◆ Aim ◆
Return every line of the material exactly.

◆ Information supplied ◆

*****

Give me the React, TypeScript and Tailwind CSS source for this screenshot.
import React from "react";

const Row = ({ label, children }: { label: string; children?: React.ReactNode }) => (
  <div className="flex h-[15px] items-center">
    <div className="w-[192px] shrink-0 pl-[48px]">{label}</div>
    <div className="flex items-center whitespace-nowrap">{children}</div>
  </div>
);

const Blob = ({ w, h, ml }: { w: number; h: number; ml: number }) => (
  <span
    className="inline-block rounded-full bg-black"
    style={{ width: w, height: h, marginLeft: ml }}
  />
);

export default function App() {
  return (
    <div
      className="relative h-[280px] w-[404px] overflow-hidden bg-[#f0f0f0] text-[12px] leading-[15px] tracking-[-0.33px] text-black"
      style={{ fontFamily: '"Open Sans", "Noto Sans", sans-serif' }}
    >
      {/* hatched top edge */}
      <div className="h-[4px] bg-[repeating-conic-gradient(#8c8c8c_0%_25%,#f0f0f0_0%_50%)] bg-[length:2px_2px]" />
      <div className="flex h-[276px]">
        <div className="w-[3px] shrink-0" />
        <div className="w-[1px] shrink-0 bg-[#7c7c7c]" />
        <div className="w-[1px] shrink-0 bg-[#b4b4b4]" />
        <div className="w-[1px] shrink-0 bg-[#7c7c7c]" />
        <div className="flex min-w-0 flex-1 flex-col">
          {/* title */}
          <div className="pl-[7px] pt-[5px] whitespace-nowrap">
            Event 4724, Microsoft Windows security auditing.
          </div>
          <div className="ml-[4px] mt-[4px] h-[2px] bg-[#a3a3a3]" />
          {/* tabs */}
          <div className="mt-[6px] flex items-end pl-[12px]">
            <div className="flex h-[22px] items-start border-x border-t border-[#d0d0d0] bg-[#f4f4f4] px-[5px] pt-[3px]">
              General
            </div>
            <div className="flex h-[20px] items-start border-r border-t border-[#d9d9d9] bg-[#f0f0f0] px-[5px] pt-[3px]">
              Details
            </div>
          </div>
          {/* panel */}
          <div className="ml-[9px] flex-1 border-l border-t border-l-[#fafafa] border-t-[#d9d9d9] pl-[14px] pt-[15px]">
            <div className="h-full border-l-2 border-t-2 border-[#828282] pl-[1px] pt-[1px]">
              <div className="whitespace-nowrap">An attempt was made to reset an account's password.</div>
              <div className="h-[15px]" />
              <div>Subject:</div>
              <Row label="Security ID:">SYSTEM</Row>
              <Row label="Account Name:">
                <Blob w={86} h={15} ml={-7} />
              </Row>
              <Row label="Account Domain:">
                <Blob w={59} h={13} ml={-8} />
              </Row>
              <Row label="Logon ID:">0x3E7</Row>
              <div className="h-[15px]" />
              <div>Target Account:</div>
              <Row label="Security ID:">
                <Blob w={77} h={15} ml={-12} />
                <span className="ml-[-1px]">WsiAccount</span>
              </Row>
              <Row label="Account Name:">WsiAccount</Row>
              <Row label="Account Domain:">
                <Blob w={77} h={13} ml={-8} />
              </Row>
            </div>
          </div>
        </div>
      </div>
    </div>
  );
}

*****

◆ Task output ◆
Give me the React, TypeScript and Tailwind CSS source for this screenshot.
import React from "react";

const Row = ({ label, children }: { label: string; children?: React.ReactNode }) => (
  <div className="flex h-[15px] items-center">
    <div className="w-[192px] shrink-0 pl-[48px]">{label}</div>
    <div className="flex items-center whitespace-nowrap">{children}</div>
  </div>
);

const Blob = ({ w, h, ml }: { w: number; h: number; ml: number }) => (
  <span
    className="inline-block rounded-full bg-black"
    style={{ width: w, height: h, marginLeft: ml }}
  />
);

export default function App() {
  return (
    <div
      className="relative h-[280px] w-[404px] overflow-hidden bg-[#f0f0f0] text-[12px] leading-[15px] tracking-[-0.33px] text-black"
      style={{ fontFamily: '"Open Sans", "Noto Sans", sans-serif' }}
    >
      {/* hatched top edge */}
      <div className="h-[4px] bg-[repeating-conic-gradient(#8c8c8c_0%_25%,#f0f0f0_0%_50%)] bg-[length:2px_2px]" />
      <div className="flex h-[276px]">
        <div className="w-[3px] shrink-0" />
        <div className="w-[1px] shrink-0 bg-[#7c7c7c]" />
        <div className="w-[1px] shrink-0 bg-[#b4b4b4]" />
        <div className="w-[1px] shrink-0 bg-[#7c7c7c]" />
        <div className="flex min-w-0 flex-1 flex-col">
          {/* title */}
          <div className="pl-[7px] pt-[5px] whitespace-nowrap">
            Event 4724, Microsoft Windows security auditing.
          </div>
          <div className="ml-[4px] mt-[4px] h-[2px] bg-[#a3a3a3]" />
          {/* tabs */}
          <div className="mt-[6px] flex items-end pl-[12px]">
            <div className="flex h-[22px] items-start border-x border-t border-[#d0d0d0] bg-[#f4f4f4] px-[5px] pt-[3px]">
              General
            </div>
            <div className="flex h-[20px] items-start border-r border-t border-[#d9d9d9] bg-[#f0f0f0] px-[5px] pt-[3px]">
              Details
            </div>
          </div>
          {/* panel */}
          <div className="ml-[9px] flex-1 border-l border-t border-l-[#fafafa] border-t-[#d9d9d9] pl-[14px] pt-[15px]">
            <div className="h-full border-l-2 border-t-2 border-[#828282] pl-[1px] pt-[1px]">
              <div className="whitespace-nowrap">An attempt was made to reset an account's password.</div>
              <div className="h-[15px]" />
              <div>Subject:</div>
              <Row label="Security ID:">SYSTEM</Row>
              <Row label="Account Name:">
                <Blob w={86} h={15} ml={-7} />
              </Row>
              <Row label="Account Domain:">
                <Blob w={59} h={13} ml={-8} />
              </Row>
              <Row label="Logon ID:">0x3E7</Row>
              <div className="h-[15px]" />
              <div>Target Account:</div>
              <Row label="Security ID:">
                <Blob w={77} h={15} ml={-12} />
                <span className="ml-[-1px]">WsiAccount</span>
              </Row>
              <Row label="Account Name:">WsiAccount</Row>
              <Row label="Account Domain:">
                <Blob w={77} h={13} ml={-8} />
              </Row>
            </div>
          </div>
        </div>
      </div>
    </div>
  );
}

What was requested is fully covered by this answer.